Cycling4Gaza, a UK-based group, gathered 33 people from around the world to bike around the Sea of Marmara to raise £200,000 (577,700 TL) for Medical Aid for Palestinians (MAP), a UK-based charity that has provided healthcare services and medical training in the Palestinian Territories and refugee camps in Lebanon for more than 30 years.
The course was challenging. Jon Bawn, from Biking in Turkey, mapped out the ride and guided the group. Despite it being the most difficult ride the group has ever participated in, Bawn said, “The overriding feeling was one of pure determination.”
Cycling4Gaza endured the mountainous terrain to raise money for three projects run by MAP: a training programme for midwives and social workers for maternal and child healthcare in the Palestinian refugee camps in Lebanon; primary trauma care and non-medic training services in Gaza; and a mission to reduce stillbirths or new-born deaths in Gaza.
“The money that will come in from Cycling4Gaza will go towards training doctors and nurses, it’ll go towards training the community leaders to respond to [trauma],” said Sara Halimah, a program officer for MAP. “I think without the funding from Cycling4Gaza, certain aspects of these projects wouldn’t be able to go ahead.”
Tamara Ben Halim helped found Cycling4Gaza in 2009, shortly after the 2008-2009 Gaza War, or “Operation Cast Lead” as it is known in Israel. The first participants in Cycling4Gaza saw a dire humanitarian need in the strip and biked from London to Paris to raise money for emergency relief.
“It snowballed into something much bigger than we could have ever imagined,” Ben Halim said. “It went from five friends to six, seven, 10 and then we had 27 people ready to get on their bikes and ride the London to Paris challenge.”
Now, having completed its fourth cycle for charity, the ride has become an annual event. Previous challenges in Italy and Jordan were well received, but participants said support was unmatched in Turkey.
“Every single Turkish person I’ve come into contact with about the project has been giving their absolute support,” Bawn said. “There’s a great support for the Palestinian cause generally in Turkey, and an empathy and understanding with what these riders were doing. There was support from everyone — from the police to the hoteliers and people that we met on the way.”
That support, the beautiful scenery through Turkey’s rolling hills and along Marmara’s seaside, and the greater cause pushed the riders to complete the challenge, and they were received in Istanbul with cheers and chants of “Freedom for Palestine.”

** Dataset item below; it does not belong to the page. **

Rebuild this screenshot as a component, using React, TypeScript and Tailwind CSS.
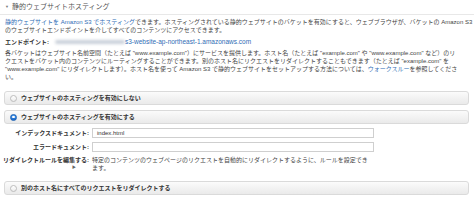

Since Israel sealed Gaza’s borders in March 2007, MAP’s operations in the region have become more complicated.
“We recently actually refurbished a unit at Al-Nasser hospital and we are unable to get our beds that we’ve brought – they’re sitting in the West Bank right now,” Halimah said. “We can’t get them through the barrier.”
Halimah said the blockade of Gaza has had a significant impact on health, including mothers, children and pregnant women. Furthermore, some 90 percent of children suffer from post-traumatic stress disorder PTSD because of their living conditions.
“How children are raised in Gaza, not having seen anything other than wars and military occupation, and many of them seeing their family members die in the Gaza War, all has had a huge psychological impact on children,” Halimah said.
These are among the many reasons Cycling4Gaza chose to support MAP and its projects in Gaza and refugee camps. The goal of Cycling4Gaza is to support sustainable and long-term projects that will give Palestinians self-sufficiency under difficult circumstances.
By focusing Cycling4Gaza fundraising efforts on projects that provide training and developing skills, Ben Halim said, they take “vulnerable Palestinian communities who normally always have to rely on some kind of donor or foreign aid, [and] try to use fundraising in a clever way that actually focuses on their independence and self-reliance.”